# Start of Records for the task

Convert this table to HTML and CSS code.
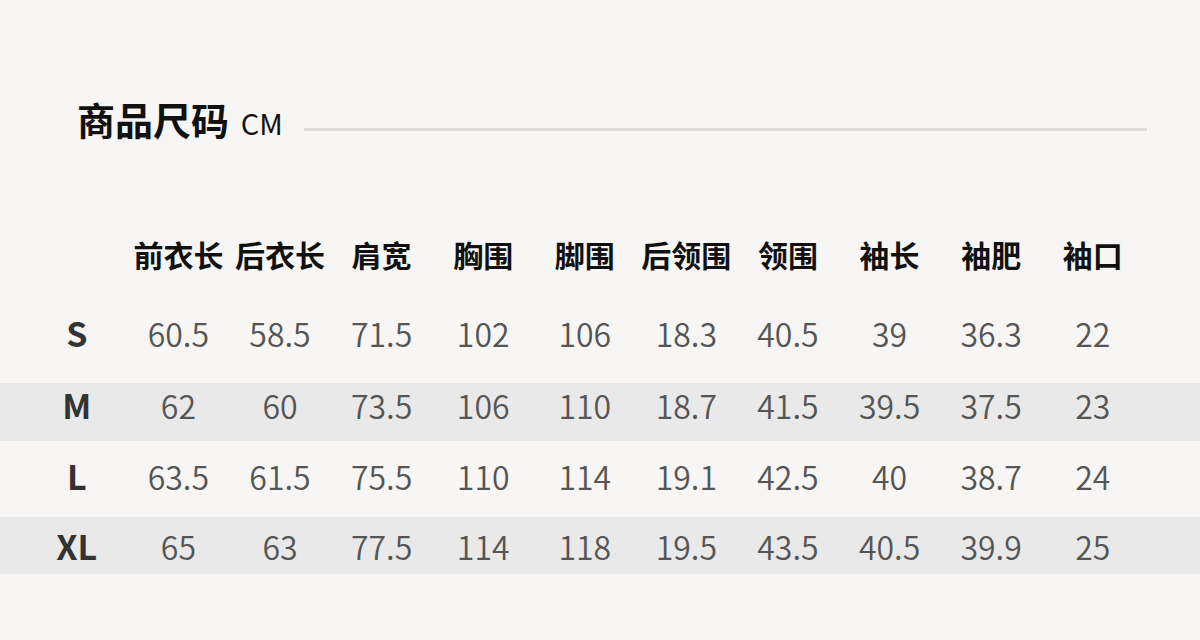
FILE: index.html
```html
<!DOCTYPE html>
<html lang="zh-CN">
<head>
<meta charset="utf-8">
<title>商品尺码</title>
<link rel="stylesheet" href="styles.css">
</head>
<body>
<main class="page">
  <header class="title-bar">
    <h1 class="title">商品尺码 <span class="unit">CM</span></h1>
    <div class="rule"></div>
  </header>
  <section class="size-table">
    <div class="row head">
      <div class="cell"></div>
      <div class="cell">前衣长</div>
      <div class="cell">后衣长</div>
      <div class="cell">肩宽</div>
      <div class="cell">胸围</div>
      <div class="cell">脚围</div>
      <div class="cell">后领围</div>
      <div class="cell">领围</div>
      <div class="cell">袖长</div>
      <div class="cell">袖肥</div>
      <div class="cell">袖口</div>
    </div>
    <div class="row">
      <div class="cell size">S</div>
      <div class="cell">60.5</div><div class="cell">58.5</div><div class="cell">71.5</div><div class="cell">102</div><div class="cell">106</div><div class="cell">18.3</div><div class="cell">40.5</div><div class="cell">39</div><div class="cell">36.3</div><div class="cell">22</div>
    </div>
    <div class="row stripe-a">
      <div class="cell size">M</div>
      <div class="cell">62</div><div class="cell">60</div><div class="cell">73.5</div><div class="cell">106</div><div class="cell">110</div><div class="cell">18.7</div><div class="cell">41.5</div><div class="cell">39.5</div><div class="cell">37.5</div><div class="cell">23</div>
    </div>
    <div class="row row-l">
      <div class="cell size">L</div>
      <div class="cell">63.5</div><div class="cell">61.5</div><div class="cell">75.5</div><div class="cell">110</div><div class="cell">114</div><div class="cell">19.1</div><div class="cell">42.5</div><div class="cell">40</div><div class="cell">38.7</div><div class="cell">24</div>
    </div>
    <div class="row stripe-b">
      <div class="cell size">XL</div>
      <div class="cell">65</div><div class="cell">63</div><div class="cell">77.5</div><div class="cell">114</div><div class="cell">118</div><div class="cell">19.5</div><div class="cell">43.5</div><div class="cell">40.5</div><div class="cell">39.9</div><div class="cell">25</div>
    </div>
  </section>
</main>
</body>
</html>
```

FILE: styles.css
```css
* { box-sizing: border-box; }
html, body {
  margin: 0;
  padding: 0;
  background: #f7f6f4;
}
body {
  width: 1200px;
  height: 640px;
  overflow: hidden;
  font-family: "Noto Sans CJK SC", "Noto Sans", sans-serif;
  color: #111;
}
.page {
  padding-top: 100px;
}
.title-bar {
  display: flex;
  align-items: center;
  padding: 0 53px 0 77px;
  height: 40px;
}
.title {
  margin: 0;
  font-size: 38px;
  line-height: 40px;
  font-weight: 700;
  color: #111;
  white-space: nowrap;
}
.unit {
  font-size: 29px;
  font-weight: 400;
  margin-left: 3px;
}
.rule {
  flex: 1;
  height: 3px;
  background: #dddcda;
  margin-left: 21px;
  margin-top: 18px;
}
.size-table {
  margin-top: 78px;
}
.row {
  display: grid;
  grid-template-columns: repeat(11, 101.6px);
  padding-left: 26px;
  height: 71px;
  align-items: center;
}
.row.head {
  height: 71px;
  margin-bottom: 8px;
}
.cell {
  text-align: center;
  font-size: 32px;
  line-height: 40px;
  font-weight: 350;
  color: #555;
  white-space: nowrap;
}
.head .cell {
  font-size: 30px;
  font-weight: 700;
  color: #111;
}
.cell.size {
  font-weight: 700;
  font-size: 34px;
  color: #333;
}
.stripe-a {
  height: 73px;
  background: linear-gradient(#f7f6f4 15px, #e9e9e9 15px);
}
.row-l {
  height: 69px;
}
.stripe-b {
  background: linear-gradient(#f7f6f4 7px, #e9e9e9 7px, #e9e9e9 64px, #f7f6f4 64px);
}
```
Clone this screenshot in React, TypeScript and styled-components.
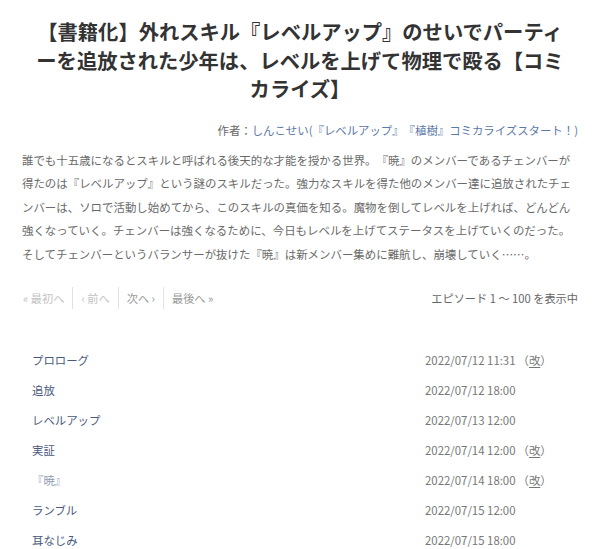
import React from 'react';
import styled, {createGlobalStyle} from "styled-components";

const GlobalStyle = createGlobalStyle`
    html, body {
        margin: 0;
        padding: 0;
        background: #fff;
    }
    body {
        font-family: "Noto Sans CJK JP", "Noto Sans", sans-serif;
        color: #666;
        text-spacing-trim: space-all;
    }
`;

interface Episode {
    title: string;
    date: string;
    revised?: boolean;
    visited?: boolean;
}

const episodes: Episode[] = [
    {title: "プロローグ", date: "2022/07/12 11:31", revised: true},
    {title: "追放", date: "2022/07/12 18:00"},
    {title: "レベルアップ", date: "2022/07/13 12:00"},
    {title: "実証", date: "2022/07/14 12:00", revised: true},
    {title: "『暁』", date: "2022/07/14 18:00", revised: true, visited: true},
    {title: "ランブル", date: "2022/07/15 12:00"},
    {title: "耳なじみ", date: "2022/07/15 18:00"},
];

const pager = [
    {label: "« 最初へ", active: false},
    {label: "‹ 前へ", active: false},
    {label: "次へ ›", active: true},
    {label: "最後へ »", active: true},
];

const Page = styled.div`
    width: 600px;
    box-sizing: border-box;
    padding: 17px 22px 0;
`;

const Title = styled.h1`
    margin: 0;
    padding: 0 10px;
    font-size: 20.3px;
    line-height: 28.5px;
    font-weight: 700;
    color: #333;
    text-align: center;
`;

const Author = styled.div`
    margin-top: 17px;
    text-align: right;
    font-size: 11.4px;
    line-height: 20px;
    color: #666;
`;

const AuthorLink = styled.a`
    color: #5b78a6;
    text-decoration: none;
`;

const Summary = styled.p`
    margin: 9px 0 0;
    font-size: 11.45px;
    line-height: 23.5px;
    color: #6a6a6a;
`;

const PagerBar = styled.div`
    margin-top: 21px;
    display: flex;
    align-items: center;
    justify-content: space-between;
`;

const PagerLinks = styled.div`
    display: flex;
    align-items: center;
`;

const PagerItem = styled.a<{$active: boolean}>`
    font-size: 11.2px;
    line-height: 22px;
    padding: 0 8px;
    color: ${p => p.$active ? "#999" : "#c2c2c2"};
    text-decoration: none;
    &:first-child {
        padding-left: 1px;
    }
    & + & {
        border-left: 1px solid #e2e2e2;
    }
`;

const Count = styled.div`
    font-size: 11.2px;
    line-height: 22px;
    color: #666;
`;

const List = styled.div`
    margin-top: 36px;
`;

const Row = styled.div`
    display: grid;
    grid-template-columns: 1fr 153px;
    align-items: center;
    height: 30px;
`;

const EpisodeTitle = styled.a<{$visited?: boolean}>`
    padding-left: 10px;
    font-size: 11.4px;
    color: ${p => p.$visited ? "#8d9ab3" : "#4a5a7c"};
    text-decoration: none;
`;

const Date = styled.div`
    font-size: 11.4px;
    color: #777;
`;

const Revised = styled.span`
    margin-left: 2px;
    & u {
        text-decoration: underline;
        text-underline-offset: 2px;
    }
`;

export default function App() {
    return (
        <Page>
            <GlobalStyle/>
            <Title>【書籍化】外れスキル『レベルアップ』のせいでパーティーを追放された少年は、レベルを上げて物理で殴る【コミカライズ】</Title>
            <Author>
                作者：<AuthorLink href="#">しんこせい(『レベルアップ』『植樹』コミカライズスタート！)</AuthorLink>
            </Author>
            <Summary>
                誰でも十五歳になるとスキルと呼ばれる後天的な才能を授かる世界。『暁』のメンバーであるチェンバーが得たのは『レベルアップ』という謎のスキルだった。強力なスキルを得た他のメンバー達に追放されたチェンバーは、ソロで活動し始めてから、このスキルの真価を知る。魔物を倒してレベルを上げれば、どんどん強くなっていく。チェンバーは強くなるために、今日もレベルを上げてステータスを上げていくのだった。<br/>
                そしてチェンバーというバランサーが抜けた『暁』は新メンバー集めに難航し、崩壊していく……。
            </Summary>
            <PagerBar>
                <PagerLinks>
                    {pager.map(item => (
                        <PagerItem key={item.label} href="#" $active={item.active}>{item.label}</PagerItem>
                    ))}
                </PagerLinks>
                <Count>エピソード 1 〜 100 を表示中</Count>
            </PagerBar>
            <List>
                {episodes.map(ep => (
                    <Row key={ep.date}>
                        <EpisodeTitle href="#" $visited={ep.visited}>{ep.title}</EpisodeTitle>
                        <Date>
                            {ep.date}
                            {ep.revised && <Revised>（<u>改</u>）</Revised>}
                        </Date>
                    </Row>
                ))}
            </List>
        </Page>
    );
}
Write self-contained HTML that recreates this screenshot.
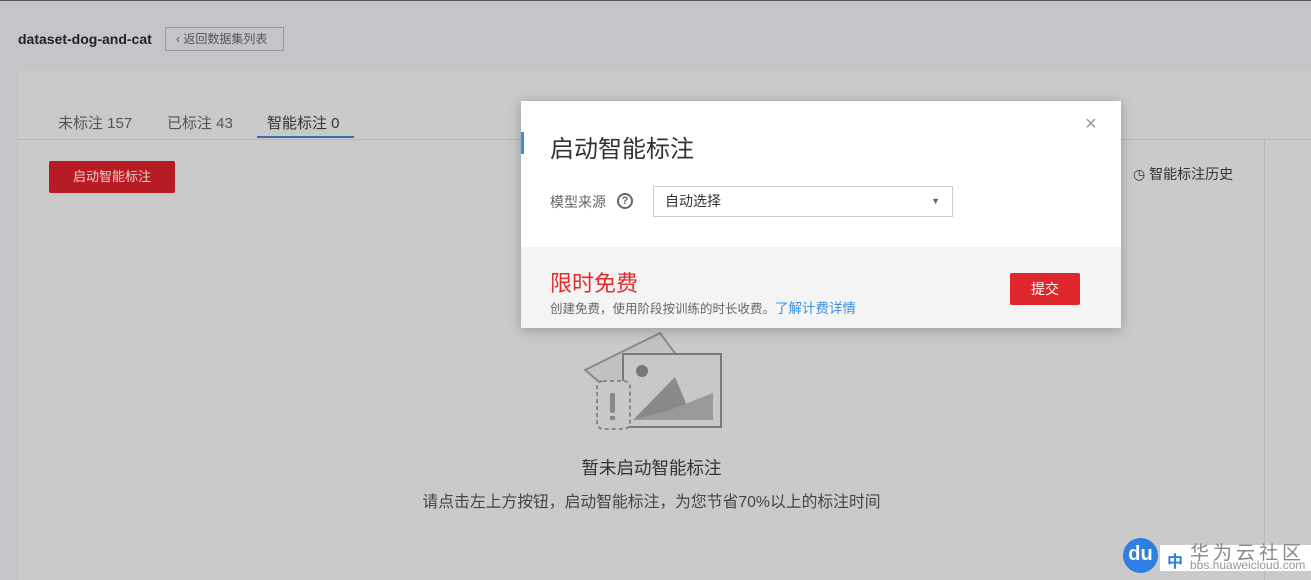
<!DOCTYPE html>
<html><head><meta charset="utf-8"><style>
*{margin:0;padding:0;box-sizing:border-box}
html,body{width:1311px;height:580px;overflow:hidden}
body{background:#c4c5c8;font-family:"Liberation Sans","Noto Sans CJK SC",sans-serif;position:relative;color:#333}
.abs{position:absolute;white-space:nowrap}
</style></head><body>
<div class="abs" style="left:0;top:0;width:1311px;height:1px;background:#555"></div>
<div class="abs" style="left:18px;top:31px;font-size:14px;font-weight:bold;color:#222">dataset-dog-and-cat</div>
<div class="abs" style="left:165px;top:27px;width:119px;height:24px;border:1px solid #999;font-size:12px;color:#555;line-height:22px;padding-left:10px">‹&nbsp;返回数据集列表</div>
<div class="abs" style="left:18px;top:71px;width:1293px;height:509px;background:#cacaca"></div>
<div class="abs" style="left:18px;top:139px;width:1293px;height:1px;background:#b8b8b8"></div>
<div class="abs" style="left:1264px;top:139px;width:1px;height:441px;background:#b8b8b8"></div>
<div class="abs" style="left:58px;top:112px;font-size:15px;color:#555">未标注 157</div>
<div class="abs" style="left:167px;top:112px;font-size:15px;color:#555">已标注 43</div>
<div class="abs" style="left:267px;top:112px;font-size:15px;color:#333">智能标注 0</div>
<div class="abs" style="left:257px;top:136px;width:97px;height:2px;background:#3a70a8"></div>
<div class="abs" style="left:49px;top:161px;width:126px;height:32px;background:#b71c24;color:#f0d0d0;font-size:13px;line-height:32px;text-align:center;border-radius:2px">启动智能标注</div>
<div class="abs" style="left:1133px;top:164px;font-size:14px;color:#333">◷ 智能标注历史</div>
<svg class="abs" style="left:575px;top:325px" width="160" height="115" viewBox="0 0 160 115">
<polygon points="10,45 85,8 105,35 40,70" fill="#c2c2c2" stroke="#8a8a8a" stroke-width="2"/>
<rect x="48" y="29" width="98" height="73" fill="#c8c8c8" stroke="#7a7a7a" stroke-width="2"/>
<circle cx="67" cy="46" r="6" fill="#777"/>
<polygon points="58,95 100,52 118,95" fill="#8a8a8a"/>
<polygon points="58,95 95,85 138,68 138,95" fill="#9a9a9a"/>
<rect x="22" y="56" width="33" height="48" rx="6" fill="#c8c8c8" stroke="#888" stroke-width="2" stroke-dasharray="4,3"/>
<rect x="35" y="68" width="5" height="20" rx="2" fill="#888"/><rect x="35" y="91" width="5" height="4" fill="#888"/>
</svg>
<div class="abs" style="left:0;top:455px;width:1303px;text-align:center;font-size:17.5px;color:#333">暂未启动智能标注</div>
<div class="abs" style="left:0;top:489px;width:1303px;text-align:center;font-size:15.8px;color:#444">请点击左上方按钮，启动智能标注，为您节省70%以上的标注时间</div>
<div class="abs" style="left:521px;top:101px;width:600px;height:227px;background:#fff;box-shadow:0 2px 12px rgba(0,0,0,.25)">
<div class="abs" style="left:0;top:31px;width:3px;height:22px;background:#3f8fe0"></div>
<div class="abs" style="left:29px;top:28px;font-size:24px;color:#333">启动智能标注</div>
<div class="abs" style="left:564px;top:12px;font-size:20px;color:#999">×</div>
<div class="abs" style="left:29px;top:91px;font-size:14px;color:#666">模型来源</div>
<div class="abs" style="left:96px;top:92px;width:16px;height:16px;border:2px solid #666;border-radius:50%;font-size:11px;font-weight:bold;color:#666;text-align:center;line-height:12px">?</div>
<div class="abs" style="left:132px;top:85px;width:300px;height:31px;border:1px solid #ccc;font-size:14px;line-height:29px;padding-left:11px;color:#333">自动选择<span style="position:absolute;right:12px;top:0;font-size:9px;color:#666">▼</span></div>
<div class="abs" style="left:0;top:146px;width:600px;height:81px;background:#f4f4f4">
<div class="abs" style="left:29px;top:19px;font-size:22px;color:#e52a2e">限时免费</div>
<div class="abs" style="left:29px;top:50px;font-size:12.5px;color:#666">创建免费，使用阶段按训练的时长收费。<span style="color:#3a8fe0;font-size:13.5px">了解计费详情</span></div>
<div class="abs" style="left:489px;top:26px;width:70px;height:32px;background:#e0262d;color:#fff;font-size:14px;line-height:32px;text-align:center;border-radius:2px">提交</div>
</div></div>
<div class="abs" style="left:1160px;top:545px;width:151px;height:26px;background:#fff"></div>
<div class="abs" style="left:1123px;top:538px;width:35px;height:35px;border-radius:50%;background:#2d7fe0;color:#fff;font-size:20px;font-weight:bold;text-align:center;line-height:33px">du</div>
<div class="abs" style="left:1167px;top:548px;font-size:16px;font-weight:bold;color:#2d7fe0">中</div>
<div class="abs" style="left:1190px;top:538px;font-size:19px;color:#888;letter-spacing:4px">华为云社区</div>
<div class="abs" style="left:1190px;top:558px;font-size:12px;color:#999">bbs.huaweicloud.com</div>
</body></html>
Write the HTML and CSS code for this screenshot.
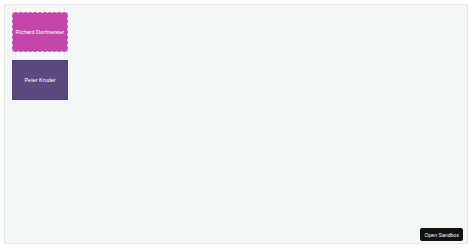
FILE: index.html
```html
<!DOCTYPE html>
<html>
<head>
<meta charset="utf-8">
<link rel="stylesheet" href="styles.css">
</head>
<body>
<div class="frame">
  <div class="list">
    <div class="card card-active">Richard Dorfmeister</div>
    <div class="card card-plain">Peter Kruder</div>
  </div>
  <button class="sandbox">Open Sandbox</button>
</div>
</body>
</html>
```
FILE: styles.css
```css
html, body {
  margin: 0;
  padding: 0;
  background: #ffffff;
  font-family: "Liberation Sans", Arial, sans-serif;
}
body {
  padding: 4px 6px 4px 4px;
  width: 474px;
  height: 248px;
  box-sizing: border-box;
}
.frame {
  position: relative;
  height: 240px;
  box-sizing: border-box;
  border: 1px solid #e6ebea;
  background: #f3f7f6;
  padding: 7px;
}
.list {
  display: flex;
  flex-direction: column;
  gap: 8px;
}
.card {
  width: 56px;
  height: 40px;
  box-sizing: border-box;
  display: flex;
  align-items: center;
  justify-content: center;
  color: #ffffff;
  font-size: 5.5px;
}
.card-active {
  background: #c445aa;
  border: 1px dashed #f1b3e4;
}
.card-plain {
  background: #5b4a80;
  border: 1px solid #4f4172;
}
.sandbox {
  position: absolute;
  right: 4px;
  bottom: 2px;
  height: 13px;
  padding: 0 4px;
  border: none;
  border-radius: 2px;
  background: #111111;
  color: #ffffff;
  font-family: "Liberation Sans", Arial, sans-serif;
  font-size: 5.2px;
}
```
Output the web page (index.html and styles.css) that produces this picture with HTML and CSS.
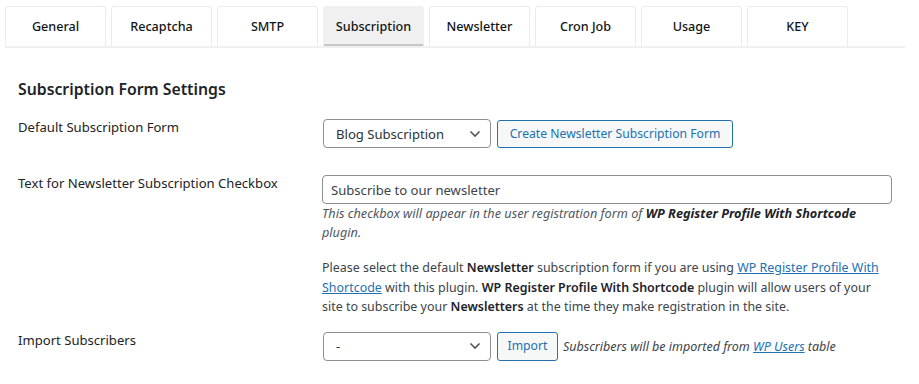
FILE: index.html
```html
<!DOCTYPE html>
<html lang="en">
<head>
<meta charset="utf-8">
<title>Subscription Form Settings</title>
<link rel="stylesheet" href="styles.css">
</head>
<body>
<nav class="tabs">
  <a class="tab">General</a>
  <a class="tab">Recaptcha</a>
  <a class="tab">SMTP</a>
  <a class="tab active">Subscription</a>
  <a class="tab">Newsletter</a>
  <a class="tab">Cron Job</a>
  <a class="tab">Usage</a>
  <a class="tab">KEY</a>
</nav>
<main class="content">
  <h2 class="title">Subscription Form Settings</h2>

  <div class="row row-first">
    <div class="label">Default Subscription Form</div>
    <div class="field inline">
      <div class="select">
        <span>Blog Subscription</span>
        <svg class="chev" width="12" height="8" viewBox="0 0 12 8"><path d="M1.5 1.5 L6 6 L10.5 1.5" fill="none" stroke="#50575e" stroke-width="1.6"/></svg>
      </div>
      <button class="btn btn-wide">Create Newsletter Subscription Form</button>
    </div>
  </div>

  <div class="row row-second">
    <div class="label">Text for Newsletter Subscription Checkbox</div>
    <div class="field wide">
      <div class="input">Subscribe to our newsletter</div>
      <p class="description">This checkbox will appear in the user registration form of <strong>WP Register Profile With Shortcode</strong> plugin.</p>
      <p class="info">Please select the default <strong>Newsletter</strong> subscription form if you are using <a href="#">WP Register Profile With Shortcode</a> with this plugin. <strong>WP Register Profile With Shortcode</strong> plugin will allow users of your site to subscribe your <strong>Newsletters</strong> at the time they make registration in the site.</p>
    </div>
  </div>

  <div class="row row-third">
    <div class="label">Import Subscribers</div>
    <div class="field inline">
      <div class="select">
        <span>-</span>
        <svg class="chev" width="12" height="8" viewBox="0 0 12 8"><path d="M1.5 1.5 L6 6 L10.5 1.5" fill="none" stroke="#50575e" stroke-width="1.6"/></svg>
      </div>
      <button class="btn btn-import">Import</button>
      <span class="note">Subscribers will be imported from <a href="#">WP Users</a> table</span>
    </div>
  </div>
</main>
</body>
</html>
```

FILE: styles.css
```css
* { box-sizing: border-box; }

body {
  margin: 0;
  background: #fff;
  color: #1d2327;
  font-family: "Noto Sans", "Open Sans", sans-serif;
}

.tabs {
  display: flex;
  gap: 5px;
  margin: 6px 14px 0 5px;
  border-bottom: 2px solid #f0f0f1;
}

.tab {
  width: 101px;
  height: 40px;
  display: flex;
  align-items: center;
  justify-content: center;
  border: 1px solid #ececec;
  border-bottom: 0;
  border-radius: 3px 3px 0 0;
  font-size: 12.6px;
  font-weight: 500;
  color: #101517;
  background: #fff;
  text-decoration: none;
}

.tab.active {
  background: #f0f0f1;
  border-color: #f0f0f1;
  box-shadow: inset 0 -2px 0 #c6c7c9;
}

.content {
  padding: 0 18px;
}

.title {
  margin: 31px 0 20px;
  font-size: 15.8px;
  font-weight: 600;
  line-height: 20px;
  color: #1d2327;
}

.row {
  display: flex;
  align-items: flex-start;
}

.row-second { margin-top: 27px; }
.row-third { margin-top: 15px; }

.label {
  width: 305px;
  flex: none;
  font-size: 13.1px;
  line-height: 17px;
  color: #1d2327;
}

.field.inline {
  display: flex;
  align-items: center;
  gap: 6px;
}

.field.wide {
  width: 570px;
  margin-left: -1px;
}

.select {
  width: 168px;
  height: 29px;
  display: flex;
  align-items: center;
  justify-content: space-between;
  padding: 0 9px 0 12px;
  border: 1px solid #8c8f94;
  border-radius: 4px;
  font-size: 13.1px;
  color: #2c3338;
  background: #fff;
}

.chev { flex: none; }

.btn {
  height: 28px;
  padding: 0 10px;
  border: 1px solid #2271b1;
  border-radius: 3px;
  background: #f6f7f7;
  color: #2271b1;
  font-family: inherit;
  font-size: 12.2px;
  line-height: 26px;
}

.btn-wide { width: 236px; }
.btn-import { width: 61px; height: 29px; padding: 0; }

.note {
  margin-left: -1px;
  font-size: 12.5px;
  font-style: italic;
  color: #3c434a;
}

.input {
  height: 29px;
  display: flex;
  align-items: center;
  padding-left: 8px;
  border: 1px solid #8c8f94;
  border-radius: 4px;
  font-size: 13.1px;
  color: #3c434a;
}

.description {
  margin: 0;
  font-size: 12.7px;
  line-height: 19px;
  font-style: italic;
  color: #50575e;
}

.description strong {
  color: #1d2327;
  font-weight: 700;
}

.info {
  margin: 16px 0 0;
  font-size: 12.45px;
  line-height: 19.5px;
  color: #3c434a;
}

.info strong {
  font-weight: 600;
  color: #1d2327;
}

a {
  color: #2271b1;
  text-decoration: underline;
}
```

# End of Records for the task

The word "React" may appear on some lines. Report how many lines hold it, giving the number alone.

Complete output:
2